# Start of Recorded data

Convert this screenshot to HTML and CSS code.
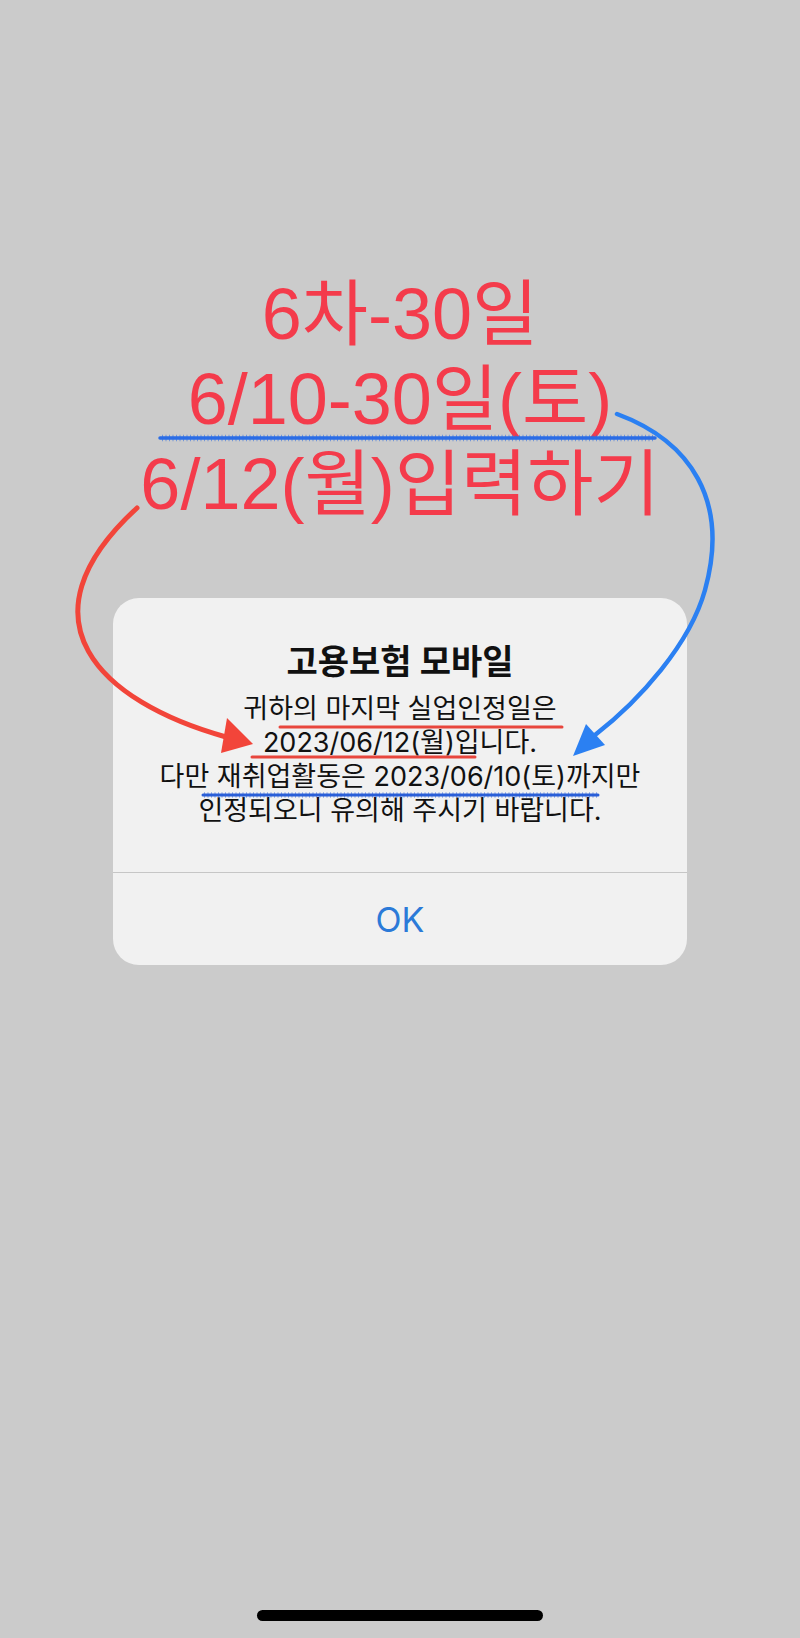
FILE: index.html
```html
<!DOCTYPE html>
<html lang="ko">
<head>
<meta charset="utf-8">
<title>고용보험 모바일</title>
<link rel="stylesheet" href="styles.css">
</head>
<body>
<div class="screen">
  <div class="note">
    <p class="note-line">6차-30일</p>
    <p class="note-line">6/10-30일(토)</p>
    <p class="note-line">6/12(월)입력하기</p>
  </div>
  <div class="alert">
    <div class="alert-body">
      <h1 class="alert-title">고용보험 모바일</h1>
      <p class="alert-msg">귀하의 마지막 실업인정일은<br>2023/06/12(월)입니다.<br>다만 재취업활동은 2023/06/10(토)까지만<br>인정되오니 유의해 주시기 바랍니다.</p>
    </div>
    <div class="alert-actions"><button class="alert-btn">OK</button></div>
  </div>
  <div class="home-indicator"></div>
  <svg class="marks" viewBox="0 0 800 1638" width="800" height="1638" aria-hidden="true">
    <line x1="160" y1="438" x2="655" y2="438" stroke="#2a6ce6" stroke-width="3.5" stroke-linecap="round"/>
    <line x1="162" y1="438" x2="653" y2="438" stroke="#2a6ce6" stroke-width="6.5" stroke-dasharray="1 2.5" opacity="0.55"/>
    <path d="M617 414 C690 441 730 500 705 590 C690 644 640 700 595 735" fill="none" stroke="#2b80f2" stroke-width="4.5" stroke-linecap="round"/>
    <polygon points="573,756 586,724 605,745" fill="#2b80f2"/>
    <path d="M137 508 C15 620 100 702 226 737" fill="none" stroke="#f2453a" stroke-width="5" stroke-linecap="round"/>
    <polygon points="253,744 227,718 221,753" fill="#f2453a"/>
    <line x1="280" y1="727" x2="562" y2="727" stroke="#e8463d" stroke-width="3" stroke-linecap="round"/>
    <line x1="252" y1="757" x2="475" y2="757" stroke="#e8463d" stroke-width="3" stroke-linecap="round"/>
    <line x1="203" y1="795" x2="598" y2="795" stroke="#2a5fd8" stroke-width="3" stroke-linecap="round"/>
    <line x1="204" y1="795" x2="597" y2="795" stroke="#2a5fd8" stroke-width="5.5" stroke-dasharray="1 2.5" opacity="0.5"/>
  </svg>
</div>
</body>
</html>
```

FILE: styles.css
```css
html, body {
  margin: 0;
  padding: 0;
}

body {
  background: #cbcbcb;
}

.screen {
  position: relative;
  width: 800px;
  height: 1638px;
  display: flex;
  flex-direction: column;
  align-items: center;
  background: #cbcbcb;
  overflow: hidden;
}

.note {
  padding-top: 272px;
  text-align: center;
  color: #f43b4b;
  font-family: "Liberation Sans", "Noto Sans CJK KR", sans-serif;
  font-size: 72px;
  line-height: 85px;
}

.note-line {
  margin: 0;
  white-space: nowrap;
}

.alert {
  margin-top: 71px;
  width: 574px;
  background: #f1f1f1;
  border-radius: 26px;
  overflow: hidden;
}

.alert-body {
  padding: 44px 16px;
  text-align: center;
}

.alert-title {
  margin: 0;
  font-family: "Inter", "Noto Sans CJK KR", sans-serif;
  font-weight: 700;
  font-size: 34px;
  line-height: 40px;
  color: #111111;
}

.alert-msg {
  margin: 10px 0 0;
  font-family: "Inter", "Noto Sans CJK KR", sans-serif;
  font-size: 27px;
  line-height: 34px;
  color: #111111;
  white-space: nowrap;
}

.alert-actions {
  display: flex;
  height: 92px;
  border-top: 1px solid #c6c6c6;
}

.alert-btn {
  flex: 1;
  padding: 0;
  border: 0;
  background: transparent;
  font-family: "Inter", "Liberation Sans", sans-serif;
  font-size: 34px;
  color: #2b7ad8;
}

.home-indicator {
  margin-top: auto;
  margin-bottom: 17px;
  width: 286px;
  height: 11px;
  border-radius: 6px;
  background: #000000;
}

.marks {
  position: absolute;
  left: 0;
  top: 0;
  width: 800px;
  height: 1638px;
  pointer-events: none;
}
```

# End of Recorded data

• [Goal]: Keep every word of the data as it is when you write it out, but drop the pictures.

• [Finished task]:
Convert this screenshot to HTML and CSS code.
FILE: index.html
```html
<!DOCTYPE html>
<html lang="ko">
<head>
<meta charset="utf-8">
<title>고용보험 모바일</title>
<link rel="stylesheet" href="styles.css">
</head>
<body>
<div class="screen">
  <div class="note">
    <p class="note-line">6차-30일</p>
    <p class="note-line">6/10-30일(토)</p>
    <p class="note-line">6/12(월)입력하기</p>
  </div>
  <div class="alert">
    <div class="alert-body">
      <h1 class="alert-title">고용보험 모바일</h1>
      <p class="alert-msg">귀하의 마지막 실업인정일은<br>2023/06/12(월)입니다.<br>다만 재취업활동은 2023/06/10(토)까지만<br>인정되오니 유의해 주시기 바랍니다.</p>
    </div>
    <div class="alert-actions"><button class="alert-btn">OK</button></div>
  </div>
  <div class="home-indicator"></div>
  <svg class="marks" viewBox="0 0 800 1638" width="800" height="1638" aria-hidden="true">
    <line x1="160" y1="438" x2="655" y2="438" stroke="#2a6ce6" stroke-width="3.5" stroke-linecap="round"/>
    <line x1="162" y1="438" x2="653" y2="438" stroke="#2a6ce6" stroke-width="6.5" stroke-dasharray="1 2.5" opacity="0.55"/>
    <path d="M617 414 C690 441 730 500 705 590 C690 644 640 700 595 735" fill="none" stroke="#2b80f2" stroke-width="4.5" stroke-linecap="round"/>
    <polygon points="573,756 586,724 605,745" fill="#2b80f2"/>
    <path d="M137 508 C15 620 100 702 226 737" fill="none" stroke="#f2453a" stroke-width="5" stroke-linecap="round"/>
    <polygon points="253,744 227,718 221,753" fill="#f2453a"/>
    <line x1="280" y1="727" x2="562" y2="727" stroke="#e8463d" stroke-width="3" stroke-linecap="round"/>
    <line x1="252" y1="757" x2="475" y2="757" stroke="#e8463d" stroke-width="3" stroke-linecap="round"/>
    <line x1="203" y1="795" x2="598" y2="795" stroke="#2a5fd8" stroke-width="3" stroke-linecap="round"/>
    <line x1="204" y1="795" x2="597" y2="795" stroke="#2a5fd8" stroke-width="5.5" stroke-dasharray="1 2.5" opacity="0.5"/>
  </svg>
</div>
</body>
</html>
```

FILE: styles.css
```css
html, body {
  margin: 0;
  padding: 0;
}

body {
  background: #cbcbcb;
}

.screen {
  position: relative;
  width: 800px;
  height: 1638px;
  display: flex;
  flex-direction: column;
  align-items: center;
  background: #cbcbcb;
  overflow: hidden;
}

.note {
  padding-top: 272px;
  text-align: center;
  color: #f43b4b;
  font-family: "Liberation Sans", "Noto Sans CJK KR", sans-serif;
  font-size: 72px;
  line-height: 85px;
}

.note-line {
  margin: 0;
  white-space: nowrap;
}

.alert {
  margin-top: 71px;
  width: 574px;
  background: #f1f1f1;
  border-radius: 26px;
  overflow: hidden;
}

.alert-body {
  padding: 44px 16px;
  text-align: center;
}

.alert-title {
  margin: 0;
  font-family: "Inter", "Noto Sans CJK KR", sans-serif;
  font-weight: 700;
  font-size: 34px;
  line-height: 40px;
  color: #111111;
}

.alert-msg {
  margin: 10px 0 0;
  font-family: "Inter", "Noto Sans CJK KR", sans-serif;
  font-size: 27px;
  line-height: 34px;
  color: #111111;
  white-space: nowrap;
}

.alert-actions {
  display: flex;
  height: 92px;
  border-top: 1px solid #c6c6c6;
}

.alert-btn {
  flex: 1;
  padding: 0;
  border: 0;
  background: transparent;
  font-family: "Inter", "Liberation Sans", sans-serif;
  font-size: 34px;
  color: #2b7ad8;
}

.home-indicator {
  margin-top: auto;
  margin-bottom: 17px;
  width: 286px;
  height: 11px;
  border-radius: 6px;
  background: #000000;
}

.marks {
  position: absolute;
  left: 0;
  top: 0;
  width: 800px;
  height: 1638px;
  pointer-events: none;
}
```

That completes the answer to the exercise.